Windsong: Cleveland's Feminist Chorus

A blog about the adventures we have with Windsong, Cleveland's Feminist Chorus

Friday, June 16, 2006

Friday Afternoon Concert Block

Here’s a report from the first concert block at the Sister Singers Festival on Friday afternoon, June 16, 2006.

Juneau Pride Chorus traveled all the way from Alaska to be here – a chorus of mothers, daughters, sisters, lovers, and singers. Seven members dressed in colorful tops, 5 sopranos, one alto, and a pianist. The director just gave birth to twins.

Their set started with Love puts the Sweetness in Life – a funny piece with hip gyrations by Susan Warner (who was in the audience.) Clear Horizon was totally different – a round with nice clarion calls that conjured the landscape of Alaska. Very funny was Why Don’t You Sing in the chorus, that started with a litany of bitter verses about not getting solos, and being relegated to the stage with the assurance that “you might not be a star, but sing where you are – you’ll find lots of friends in the chorus.” In the attitude had switched with that refrain was the announcing the jubilant revelation that being in the chorus is better than being a soloist. Gravity Blues brought the house down with the chorus of “older women” singing “my skin has fallen and it can’t get up.

Columbus Women’s Chorus
Our own Karin was their guest accompanist! She played with them for the first time with them during their tech rehearsal and she transformed their performance. She was fantastic – doing jazzy and bluesy pop accompaniments for a group of nine women (out of 60) from our southerly neighbor of Columbus. They started with a very nice Ysaye Barnwell piece, Wanting Memories, with tough close harmonies.
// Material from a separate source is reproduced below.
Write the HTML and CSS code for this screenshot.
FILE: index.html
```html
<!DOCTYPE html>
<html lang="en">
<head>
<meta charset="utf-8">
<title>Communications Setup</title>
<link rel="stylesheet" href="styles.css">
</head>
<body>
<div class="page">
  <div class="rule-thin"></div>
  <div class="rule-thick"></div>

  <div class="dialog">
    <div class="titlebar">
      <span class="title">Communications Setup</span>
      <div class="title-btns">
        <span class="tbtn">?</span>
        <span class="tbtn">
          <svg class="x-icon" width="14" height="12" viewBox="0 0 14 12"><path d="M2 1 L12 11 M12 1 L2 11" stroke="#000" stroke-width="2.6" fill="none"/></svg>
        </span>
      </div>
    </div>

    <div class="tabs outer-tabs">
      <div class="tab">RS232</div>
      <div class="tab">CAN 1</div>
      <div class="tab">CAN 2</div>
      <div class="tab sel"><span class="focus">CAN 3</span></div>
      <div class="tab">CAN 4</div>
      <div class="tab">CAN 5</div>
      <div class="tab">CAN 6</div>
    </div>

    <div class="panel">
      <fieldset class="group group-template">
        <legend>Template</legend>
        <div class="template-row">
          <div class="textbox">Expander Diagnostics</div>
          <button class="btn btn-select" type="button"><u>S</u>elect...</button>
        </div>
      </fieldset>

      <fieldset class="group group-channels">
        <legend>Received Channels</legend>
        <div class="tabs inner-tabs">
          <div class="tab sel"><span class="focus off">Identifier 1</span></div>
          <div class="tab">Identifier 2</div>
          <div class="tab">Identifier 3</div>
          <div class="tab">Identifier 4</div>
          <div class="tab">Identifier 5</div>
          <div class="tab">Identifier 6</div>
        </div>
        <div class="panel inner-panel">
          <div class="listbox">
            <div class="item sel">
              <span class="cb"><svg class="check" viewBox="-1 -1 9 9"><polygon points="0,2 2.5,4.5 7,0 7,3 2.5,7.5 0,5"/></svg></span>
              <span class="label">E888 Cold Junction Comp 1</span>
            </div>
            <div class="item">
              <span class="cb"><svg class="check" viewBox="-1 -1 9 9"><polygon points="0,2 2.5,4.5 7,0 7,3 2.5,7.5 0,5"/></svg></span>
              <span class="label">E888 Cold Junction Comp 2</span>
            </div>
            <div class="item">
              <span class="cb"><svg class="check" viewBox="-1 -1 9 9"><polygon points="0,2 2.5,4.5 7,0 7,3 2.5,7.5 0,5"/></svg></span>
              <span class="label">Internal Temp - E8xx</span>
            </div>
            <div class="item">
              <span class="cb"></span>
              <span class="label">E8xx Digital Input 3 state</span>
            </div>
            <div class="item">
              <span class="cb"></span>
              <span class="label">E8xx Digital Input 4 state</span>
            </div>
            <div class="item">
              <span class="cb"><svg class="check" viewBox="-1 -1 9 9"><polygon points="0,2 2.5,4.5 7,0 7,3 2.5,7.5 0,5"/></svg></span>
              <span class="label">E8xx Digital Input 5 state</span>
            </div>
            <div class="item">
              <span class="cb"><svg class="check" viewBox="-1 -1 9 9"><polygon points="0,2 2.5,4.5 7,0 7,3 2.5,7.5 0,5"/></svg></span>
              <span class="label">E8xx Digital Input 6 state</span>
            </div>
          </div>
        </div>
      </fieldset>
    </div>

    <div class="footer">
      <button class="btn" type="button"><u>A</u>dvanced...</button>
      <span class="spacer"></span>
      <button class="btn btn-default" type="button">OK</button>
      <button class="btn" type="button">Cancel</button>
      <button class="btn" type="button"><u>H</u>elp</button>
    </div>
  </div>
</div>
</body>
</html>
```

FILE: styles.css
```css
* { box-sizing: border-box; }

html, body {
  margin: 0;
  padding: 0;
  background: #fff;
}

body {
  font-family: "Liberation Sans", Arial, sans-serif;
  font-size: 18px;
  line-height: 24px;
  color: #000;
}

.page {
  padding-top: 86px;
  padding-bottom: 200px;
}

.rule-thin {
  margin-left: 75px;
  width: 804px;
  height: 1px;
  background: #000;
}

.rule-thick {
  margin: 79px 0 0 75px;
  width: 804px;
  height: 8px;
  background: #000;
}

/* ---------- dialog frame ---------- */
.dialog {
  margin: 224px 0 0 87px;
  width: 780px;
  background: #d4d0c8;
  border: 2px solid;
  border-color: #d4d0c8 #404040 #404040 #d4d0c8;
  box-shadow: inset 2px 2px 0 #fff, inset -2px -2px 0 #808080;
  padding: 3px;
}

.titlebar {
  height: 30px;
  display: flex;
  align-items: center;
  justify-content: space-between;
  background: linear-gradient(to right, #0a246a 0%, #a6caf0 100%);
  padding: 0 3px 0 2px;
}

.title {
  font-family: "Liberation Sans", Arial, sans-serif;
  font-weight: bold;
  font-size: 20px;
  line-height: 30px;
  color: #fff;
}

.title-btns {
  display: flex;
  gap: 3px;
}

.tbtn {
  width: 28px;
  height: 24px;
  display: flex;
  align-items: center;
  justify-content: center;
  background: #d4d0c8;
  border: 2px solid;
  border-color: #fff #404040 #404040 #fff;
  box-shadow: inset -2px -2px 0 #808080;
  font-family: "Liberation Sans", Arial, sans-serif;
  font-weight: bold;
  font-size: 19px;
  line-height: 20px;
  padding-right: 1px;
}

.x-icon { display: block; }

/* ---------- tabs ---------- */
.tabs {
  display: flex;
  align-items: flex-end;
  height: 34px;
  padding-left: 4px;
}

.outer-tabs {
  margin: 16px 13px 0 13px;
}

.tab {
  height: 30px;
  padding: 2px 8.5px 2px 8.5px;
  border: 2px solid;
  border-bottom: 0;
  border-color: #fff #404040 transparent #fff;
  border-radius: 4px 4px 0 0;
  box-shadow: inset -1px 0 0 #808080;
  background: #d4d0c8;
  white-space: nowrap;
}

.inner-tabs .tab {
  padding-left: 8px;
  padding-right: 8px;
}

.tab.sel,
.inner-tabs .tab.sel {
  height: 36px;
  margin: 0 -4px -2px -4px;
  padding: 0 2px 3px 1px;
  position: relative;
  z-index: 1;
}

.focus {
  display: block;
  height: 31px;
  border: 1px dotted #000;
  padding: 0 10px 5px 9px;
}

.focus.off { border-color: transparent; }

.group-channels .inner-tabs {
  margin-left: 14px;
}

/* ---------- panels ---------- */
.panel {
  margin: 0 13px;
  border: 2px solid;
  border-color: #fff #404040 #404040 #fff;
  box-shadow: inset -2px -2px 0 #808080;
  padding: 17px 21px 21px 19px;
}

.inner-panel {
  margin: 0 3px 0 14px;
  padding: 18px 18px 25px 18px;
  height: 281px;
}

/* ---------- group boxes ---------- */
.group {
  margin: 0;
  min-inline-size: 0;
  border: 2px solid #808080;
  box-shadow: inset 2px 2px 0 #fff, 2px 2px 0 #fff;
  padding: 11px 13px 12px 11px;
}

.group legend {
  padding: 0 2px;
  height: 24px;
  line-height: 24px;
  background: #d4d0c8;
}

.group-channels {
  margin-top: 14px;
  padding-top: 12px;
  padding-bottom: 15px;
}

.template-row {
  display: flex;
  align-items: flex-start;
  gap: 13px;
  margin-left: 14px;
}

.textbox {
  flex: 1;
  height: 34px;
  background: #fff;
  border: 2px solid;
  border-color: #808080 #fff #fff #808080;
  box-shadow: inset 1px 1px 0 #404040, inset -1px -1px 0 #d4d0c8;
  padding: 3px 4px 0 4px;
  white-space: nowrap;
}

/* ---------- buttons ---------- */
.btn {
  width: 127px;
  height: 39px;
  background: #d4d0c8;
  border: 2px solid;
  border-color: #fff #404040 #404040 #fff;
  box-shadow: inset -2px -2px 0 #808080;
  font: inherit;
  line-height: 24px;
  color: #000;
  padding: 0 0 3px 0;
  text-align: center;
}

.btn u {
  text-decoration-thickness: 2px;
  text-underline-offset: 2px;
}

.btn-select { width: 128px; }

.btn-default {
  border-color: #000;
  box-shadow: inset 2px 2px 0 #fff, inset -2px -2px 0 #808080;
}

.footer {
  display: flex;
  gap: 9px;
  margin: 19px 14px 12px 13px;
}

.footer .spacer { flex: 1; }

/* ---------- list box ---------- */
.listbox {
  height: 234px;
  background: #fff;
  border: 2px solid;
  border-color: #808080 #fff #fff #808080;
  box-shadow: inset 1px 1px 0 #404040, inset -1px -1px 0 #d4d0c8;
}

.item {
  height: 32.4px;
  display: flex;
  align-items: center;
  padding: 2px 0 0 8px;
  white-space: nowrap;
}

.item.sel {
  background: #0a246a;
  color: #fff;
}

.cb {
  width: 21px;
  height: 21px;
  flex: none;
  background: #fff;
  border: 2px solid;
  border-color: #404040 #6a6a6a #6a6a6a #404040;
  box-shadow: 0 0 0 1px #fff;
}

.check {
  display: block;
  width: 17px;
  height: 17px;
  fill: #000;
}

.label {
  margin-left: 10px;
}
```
The verse starts with a lament “Since you’ve gone and left me there’s been so little beauty—I’ve seen it all through your eyes,” and ends with a reflection that it is better to learn to “see the beauty in the world through my own eyes.” A very poignant arrangements of Just a Housewife held in it a tiny glimmer of bitterness in its observation that about how “women’s lib says it’s OK to be what you choose” when really people don’t treat housewives with the same kind of respect as a professional. By contrast, their finale Womanspirit Rising was uplifting urging “ I am woman hear my voice, hear my music.”


Charlottseville Women’s Choir was a group of 12 in colorful garb who sang mostly a capella (the exception was “Colors of the Wind” by the same composer as Wicked, Stephen Scwartz.) They ended with “Faces” – a sobering contemplation on how the U.S. addresses the needs of the needy, opening with “We are the one who says we are one nation under God then let goodness and mercy pour from us,” and observing that “All the faces are so haunting, but they have nothing that we’re wanting.” Their bit included Ruth Huber’s Set Her Free (which we have sung!) Nana Was A Suffragette remembers a recently deceased fictional grandmother who used to say, “Vote for women in just the beginning, you haven’t seen anything yet.” Wait til they hear about all our historical women in our set!
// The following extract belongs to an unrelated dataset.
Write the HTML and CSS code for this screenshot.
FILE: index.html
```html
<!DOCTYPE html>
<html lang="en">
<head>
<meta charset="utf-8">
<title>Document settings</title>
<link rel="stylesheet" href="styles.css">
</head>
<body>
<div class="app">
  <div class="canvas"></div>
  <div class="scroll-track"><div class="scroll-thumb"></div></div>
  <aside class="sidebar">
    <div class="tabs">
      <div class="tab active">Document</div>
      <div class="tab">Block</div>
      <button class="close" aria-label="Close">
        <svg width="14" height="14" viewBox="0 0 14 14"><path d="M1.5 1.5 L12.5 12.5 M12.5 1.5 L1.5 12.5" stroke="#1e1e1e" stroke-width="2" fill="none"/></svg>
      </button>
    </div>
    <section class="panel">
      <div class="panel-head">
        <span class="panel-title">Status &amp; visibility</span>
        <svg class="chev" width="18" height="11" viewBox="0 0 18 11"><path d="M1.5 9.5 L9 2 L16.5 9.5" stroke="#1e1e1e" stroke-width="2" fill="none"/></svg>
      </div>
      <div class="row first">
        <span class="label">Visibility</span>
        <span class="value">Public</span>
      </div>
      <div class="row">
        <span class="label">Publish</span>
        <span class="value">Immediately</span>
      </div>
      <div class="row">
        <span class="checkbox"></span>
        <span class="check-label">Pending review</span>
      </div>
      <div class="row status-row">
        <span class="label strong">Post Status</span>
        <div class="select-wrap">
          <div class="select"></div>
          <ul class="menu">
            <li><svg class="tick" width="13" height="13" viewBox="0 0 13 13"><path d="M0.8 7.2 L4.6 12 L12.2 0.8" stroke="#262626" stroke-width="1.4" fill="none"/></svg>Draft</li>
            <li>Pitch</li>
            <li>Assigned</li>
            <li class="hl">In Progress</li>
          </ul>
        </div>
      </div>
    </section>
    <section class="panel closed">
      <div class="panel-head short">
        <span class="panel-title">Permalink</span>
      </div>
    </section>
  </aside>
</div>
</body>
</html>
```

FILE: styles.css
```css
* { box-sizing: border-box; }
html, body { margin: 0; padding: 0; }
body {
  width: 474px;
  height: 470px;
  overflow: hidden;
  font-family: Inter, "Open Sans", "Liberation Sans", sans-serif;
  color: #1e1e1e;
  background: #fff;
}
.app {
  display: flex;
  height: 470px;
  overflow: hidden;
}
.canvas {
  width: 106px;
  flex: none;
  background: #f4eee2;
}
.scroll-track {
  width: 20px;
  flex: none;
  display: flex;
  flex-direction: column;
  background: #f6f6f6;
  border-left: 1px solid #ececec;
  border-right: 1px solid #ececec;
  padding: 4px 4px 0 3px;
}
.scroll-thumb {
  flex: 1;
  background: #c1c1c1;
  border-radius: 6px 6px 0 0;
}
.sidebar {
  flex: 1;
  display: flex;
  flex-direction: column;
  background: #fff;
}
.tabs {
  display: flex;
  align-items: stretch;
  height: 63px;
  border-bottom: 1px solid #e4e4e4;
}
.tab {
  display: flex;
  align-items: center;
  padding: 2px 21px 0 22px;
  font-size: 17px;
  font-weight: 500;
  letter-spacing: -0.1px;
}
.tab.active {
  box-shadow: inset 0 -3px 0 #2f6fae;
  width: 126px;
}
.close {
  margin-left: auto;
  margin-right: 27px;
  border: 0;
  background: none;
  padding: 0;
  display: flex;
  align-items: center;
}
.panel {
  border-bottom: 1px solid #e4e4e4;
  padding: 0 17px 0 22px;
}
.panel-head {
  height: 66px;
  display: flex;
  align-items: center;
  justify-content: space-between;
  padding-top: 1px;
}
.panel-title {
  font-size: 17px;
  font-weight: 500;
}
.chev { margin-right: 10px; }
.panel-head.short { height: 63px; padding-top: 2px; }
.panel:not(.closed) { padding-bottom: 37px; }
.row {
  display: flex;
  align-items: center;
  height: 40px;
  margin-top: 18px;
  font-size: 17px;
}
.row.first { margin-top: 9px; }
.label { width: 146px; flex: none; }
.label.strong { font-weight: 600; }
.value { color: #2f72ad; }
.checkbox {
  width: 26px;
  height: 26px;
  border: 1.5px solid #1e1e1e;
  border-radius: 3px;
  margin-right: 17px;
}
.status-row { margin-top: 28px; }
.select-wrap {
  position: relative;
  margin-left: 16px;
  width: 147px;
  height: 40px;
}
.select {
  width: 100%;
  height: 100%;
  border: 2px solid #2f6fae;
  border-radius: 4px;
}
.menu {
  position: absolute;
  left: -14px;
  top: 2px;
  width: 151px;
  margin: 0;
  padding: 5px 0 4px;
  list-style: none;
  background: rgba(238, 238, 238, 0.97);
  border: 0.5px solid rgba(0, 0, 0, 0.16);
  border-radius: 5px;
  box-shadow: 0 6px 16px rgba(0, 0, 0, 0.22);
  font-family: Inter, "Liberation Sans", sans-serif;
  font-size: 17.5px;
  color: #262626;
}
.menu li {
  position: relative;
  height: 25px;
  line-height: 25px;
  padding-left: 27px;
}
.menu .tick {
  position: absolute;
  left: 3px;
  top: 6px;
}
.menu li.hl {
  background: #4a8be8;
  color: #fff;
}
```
Sistrum, from Lansing, Michigan made their high point a wow ending, Las Amarillas all in Spanish was filled jubilant yipping, hip slapping, clicking, and clapping in opposing rhythms. Before they got to that, they sang Peace Is reminding us that “life is the chance we take when we make this earth our home.” They sang a really interesting rendition of How Can I Keep from Singing, which inserted Amazing Grace in counterpoint with the verse written about the McCarthy era – cool. I Will Be Earth was introduced as from a poem that could be interpreted either as a very sexy love song or as a skit for a 6th grade ecology class. If you don’t remember this choir from their unusual repertoire, their matching blue oxford shirts all have Sistrum embroidered on it.